Richard Garza, USMS

November 18, 2019

Here’s how you can take days off from swimming but still feel good when you come back

Anyone who has swam for several years knows the feeling of coming back to the pool after an extended break. It might take only one week, but it probably leads you to think, “I’m never taking a break again,” “I didn’t realize how much I had gained until now,” “I can’t believe I lost my fitness that quickly,” or “I feel like it’s day one all over again.”

Travel is a part of life as an adult. Whether it’s for business or pleasure, we are going to encounter a period of time where we just can’t get to a pool. How can you maintain what you’ve worked so hard to gain? The answer: concentrated loading.

It All Starts With Your Routine

Your body attempts to stay in homeostasis, which means your body likes to stay a certain way. Becoming more physically fit pushes your body away from this familiar state, which is commonly known as your “comfort zone.”

This push outside your body’s comfort zone is necessary to make any sort of change in performance, whether it’s performing a new technique consistently or maintaining a faster pace. As your body adapts to the new workload or technique, it creates a new homeostatic state that is stronger or faster than before.

But to keep it there, you have to keep up the work that got you there. If you wish to continue making progress, you have to continue to stress your body in new ways so new adaptations occur. But how long can you maintain your new, faster, stronger, more physically fit comfort zone if you stop swimming? At what point does your body start the downward trend back toward “normal?”

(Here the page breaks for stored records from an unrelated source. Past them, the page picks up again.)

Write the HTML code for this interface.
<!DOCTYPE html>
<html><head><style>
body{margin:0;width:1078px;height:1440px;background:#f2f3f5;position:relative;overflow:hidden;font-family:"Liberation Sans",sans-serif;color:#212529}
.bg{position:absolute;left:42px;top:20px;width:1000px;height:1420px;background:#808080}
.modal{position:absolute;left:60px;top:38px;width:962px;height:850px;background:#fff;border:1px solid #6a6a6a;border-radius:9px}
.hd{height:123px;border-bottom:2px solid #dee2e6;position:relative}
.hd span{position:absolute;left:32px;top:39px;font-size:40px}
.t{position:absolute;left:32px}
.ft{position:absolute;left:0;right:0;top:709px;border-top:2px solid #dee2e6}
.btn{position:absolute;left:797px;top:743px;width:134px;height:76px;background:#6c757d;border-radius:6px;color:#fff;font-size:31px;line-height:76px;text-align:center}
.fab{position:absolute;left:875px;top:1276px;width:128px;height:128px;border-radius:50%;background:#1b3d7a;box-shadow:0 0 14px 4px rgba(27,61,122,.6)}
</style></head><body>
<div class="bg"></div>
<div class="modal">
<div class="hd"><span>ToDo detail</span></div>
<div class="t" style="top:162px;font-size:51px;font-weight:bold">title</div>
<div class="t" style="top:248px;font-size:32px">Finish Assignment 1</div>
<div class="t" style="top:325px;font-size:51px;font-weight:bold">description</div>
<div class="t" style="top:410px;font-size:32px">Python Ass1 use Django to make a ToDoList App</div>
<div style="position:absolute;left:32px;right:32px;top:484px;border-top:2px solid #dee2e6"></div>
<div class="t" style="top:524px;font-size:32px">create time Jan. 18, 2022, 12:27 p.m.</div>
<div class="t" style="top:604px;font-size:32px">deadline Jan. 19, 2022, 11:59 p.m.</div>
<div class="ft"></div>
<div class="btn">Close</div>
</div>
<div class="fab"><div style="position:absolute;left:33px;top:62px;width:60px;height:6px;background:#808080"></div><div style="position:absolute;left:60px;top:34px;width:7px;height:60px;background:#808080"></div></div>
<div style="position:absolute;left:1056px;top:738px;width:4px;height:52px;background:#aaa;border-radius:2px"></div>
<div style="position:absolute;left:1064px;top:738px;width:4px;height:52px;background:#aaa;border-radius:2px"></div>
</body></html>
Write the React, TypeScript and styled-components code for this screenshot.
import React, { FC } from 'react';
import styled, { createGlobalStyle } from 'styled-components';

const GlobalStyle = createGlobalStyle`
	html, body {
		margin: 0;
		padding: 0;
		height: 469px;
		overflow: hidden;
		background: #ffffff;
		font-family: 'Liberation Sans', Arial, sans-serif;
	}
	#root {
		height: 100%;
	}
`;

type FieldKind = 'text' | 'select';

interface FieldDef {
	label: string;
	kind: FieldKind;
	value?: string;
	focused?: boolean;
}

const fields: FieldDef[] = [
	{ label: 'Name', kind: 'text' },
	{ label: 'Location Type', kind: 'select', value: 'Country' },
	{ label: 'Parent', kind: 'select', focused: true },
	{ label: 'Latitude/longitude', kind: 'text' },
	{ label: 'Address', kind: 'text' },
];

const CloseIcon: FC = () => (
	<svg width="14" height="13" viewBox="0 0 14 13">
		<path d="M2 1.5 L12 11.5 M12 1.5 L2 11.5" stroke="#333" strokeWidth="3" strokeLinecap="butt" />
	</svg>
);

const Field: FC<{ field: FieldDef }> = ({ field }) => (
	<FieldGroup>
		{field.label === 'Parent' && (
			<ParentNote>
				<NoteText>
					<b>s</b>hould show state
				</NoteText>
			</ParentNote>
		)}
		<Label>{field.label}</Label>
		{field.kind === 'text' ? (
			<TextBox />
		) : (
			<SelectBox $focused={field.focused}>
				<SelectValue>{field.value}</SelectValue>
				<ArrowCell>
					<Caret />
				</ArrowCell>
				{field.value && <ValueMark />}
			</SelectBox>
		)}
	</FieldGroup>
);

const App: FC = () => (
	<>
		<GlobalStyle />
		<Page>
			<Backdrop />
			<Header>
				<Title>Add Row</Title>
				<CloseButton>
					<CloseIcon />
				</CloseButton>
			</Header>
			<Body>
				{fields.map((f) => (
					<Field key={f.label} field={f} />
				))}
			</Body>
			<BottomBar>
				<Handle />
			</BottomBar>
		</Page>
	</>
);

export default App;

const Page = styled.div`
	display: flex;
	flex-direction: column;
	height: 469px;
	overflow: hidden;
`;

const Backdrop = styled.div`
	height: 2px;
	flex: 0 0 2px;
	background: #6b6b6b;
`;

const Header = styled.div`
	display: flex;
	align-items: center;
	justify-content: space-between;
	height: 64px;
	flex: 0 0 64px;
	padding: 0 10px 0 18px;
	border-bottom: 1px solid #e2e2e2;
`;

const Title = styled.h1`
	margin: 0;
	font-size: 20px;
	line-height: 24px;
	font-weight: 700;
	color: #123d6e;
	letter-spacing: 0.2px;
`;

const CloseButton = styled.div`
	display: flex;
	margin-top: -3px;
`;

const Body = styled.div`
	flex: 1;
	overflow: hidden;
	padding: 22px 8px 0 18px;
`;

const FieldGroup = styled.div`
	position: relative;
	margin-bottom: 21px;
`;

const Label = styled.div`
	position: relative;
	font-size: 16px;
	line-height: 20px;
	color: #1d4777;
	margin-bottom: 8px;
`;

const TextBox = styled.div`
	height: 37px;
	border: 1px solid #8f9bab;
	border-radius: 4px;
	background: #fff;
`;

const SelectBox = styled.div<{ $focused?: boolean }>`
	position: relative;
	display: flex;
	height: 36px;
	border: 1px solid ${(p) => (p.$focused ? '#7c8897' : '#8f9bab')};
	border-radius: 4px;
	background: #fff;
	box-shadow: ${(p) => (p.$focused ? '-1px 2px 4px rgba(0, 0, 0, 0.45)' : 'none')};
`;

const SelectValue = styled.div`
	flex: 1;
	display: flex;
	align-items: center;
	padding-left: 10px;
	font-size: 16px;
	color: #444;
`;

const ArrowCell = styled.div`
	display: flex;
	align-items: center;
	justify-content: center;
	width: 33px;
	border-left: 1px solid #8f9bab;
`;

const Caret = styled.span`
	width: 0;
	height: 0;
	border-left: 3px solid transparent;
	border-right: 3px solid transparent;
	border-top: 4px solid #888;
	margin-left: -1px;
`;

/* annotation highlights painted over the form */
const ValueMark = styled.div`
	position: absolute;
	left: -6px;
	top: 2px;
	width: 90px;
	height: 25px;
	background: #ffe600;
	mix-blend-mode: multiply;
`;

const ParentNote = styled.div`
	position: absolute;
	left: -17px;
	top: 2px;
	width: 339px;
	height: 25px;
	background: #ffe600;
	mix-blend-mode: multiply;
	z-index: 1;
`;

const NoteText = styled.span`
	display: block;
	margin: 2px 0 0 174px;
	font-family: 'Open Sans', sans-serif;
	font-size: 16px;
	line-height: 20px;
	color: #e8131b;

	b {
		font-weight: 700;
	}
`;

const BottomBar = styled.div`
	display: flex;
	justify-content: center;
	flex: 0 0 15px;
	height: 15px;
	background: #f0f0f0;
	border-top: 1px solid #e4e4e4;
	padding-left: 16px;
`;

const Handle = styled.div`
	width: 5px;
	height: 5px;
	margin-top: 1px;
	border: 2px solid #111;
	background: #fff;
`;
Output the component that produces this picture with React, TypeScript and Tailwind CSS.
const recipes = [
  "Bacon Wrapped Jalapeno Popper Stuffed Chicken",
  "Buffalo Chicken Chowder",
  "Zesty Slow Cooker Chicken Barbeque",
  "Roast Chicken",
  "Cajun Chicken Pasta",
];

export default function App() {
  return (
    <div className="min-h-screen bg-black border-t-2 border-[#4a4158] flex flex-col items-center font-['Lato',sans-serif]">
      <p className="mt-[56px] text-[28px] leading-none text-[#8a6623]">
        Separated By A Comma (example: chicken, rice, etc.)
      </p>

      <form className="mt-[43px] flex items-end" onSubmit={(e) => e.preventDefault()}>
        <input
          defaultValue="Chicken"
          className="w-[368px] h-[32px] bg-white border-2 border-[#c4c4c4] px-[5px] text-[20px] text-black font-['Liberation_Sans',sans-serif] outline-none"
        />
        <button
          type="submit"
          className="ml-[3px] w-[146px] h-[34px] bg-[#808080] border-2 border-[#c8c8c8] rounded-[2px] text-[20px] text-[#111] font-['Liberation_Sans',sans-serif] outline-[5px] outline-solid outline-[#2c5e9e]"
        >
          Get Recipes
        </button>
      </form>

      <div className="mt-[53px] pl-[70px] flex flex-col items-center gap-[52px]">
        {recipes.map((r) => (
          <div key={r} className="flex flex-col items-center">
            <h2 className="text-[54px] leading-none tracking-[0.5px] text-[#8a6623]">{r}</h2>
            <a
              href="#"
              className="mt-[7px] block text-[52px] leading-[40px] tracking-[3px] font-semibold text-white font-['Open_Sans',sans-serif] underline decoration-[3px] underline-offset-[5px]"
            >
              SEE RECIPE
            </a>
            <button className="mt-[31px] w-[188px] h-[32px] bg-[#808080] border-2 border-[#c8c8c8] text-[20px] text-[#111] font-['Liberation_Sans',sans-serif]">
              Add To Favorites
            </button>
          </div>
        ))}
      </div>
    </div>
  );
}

The answer: It depends on your workout routine, how often and how long you swim.

Miss One, Make Up Two

Let’s say you swim rigorously every day and you’re called to a business meeting. Because of this, you can’t make it to practice. You will maintain your level of fitness for a full day, but because your body is used to training every day, your body will start to lose what you’ve gained after only one day. It’s going to take two days of swimming to get your conditioning back to where it was before you missed practice.

At a constant level of effort and routine, for each workout you miss, it takes two workouts to get back to where you were. To account for this, you have to work twice as often for the same amount of time that you won’t be swimming to avoid losing any conditioning.

Take Two Steps Forward, So You Can Take One Back

So how do you negate this effect and pick back up where you left off when you return to swimming? The answer is concentrated loading, which is a drastic increase in the magnitude and/or duration compared to your normal workout routine.

If you know you’re going on a one-week business trip, you’ll have to attend twice as many workouts or swim twice as long for a week in order to return from your trip feeling great. If you know you’re going to be missing workouts for three weeks, you’ll need to step it up for three weeks prior to the start of your break. The important thing is that the work put in during this time is outside your comfort zone.

Once you return, it won’t be necessary to go back to double duty. Just make sure you get back into your normal routine and stick to it.

As an example, let’s say Norm swims for one hour three times a week. To prepare for a break, he could swim for 1.5 hours four times a week or attend six practices for a week.

Final Thought

The important thing is that your concentrated loading phase needs to be done immediately before your break in training. If it’s done too far in advance, you’ll adapt to the new workload, your new homeostatic state will improve, and you’ll have to work even harder to prepare for a break in your training and still come back feeling great.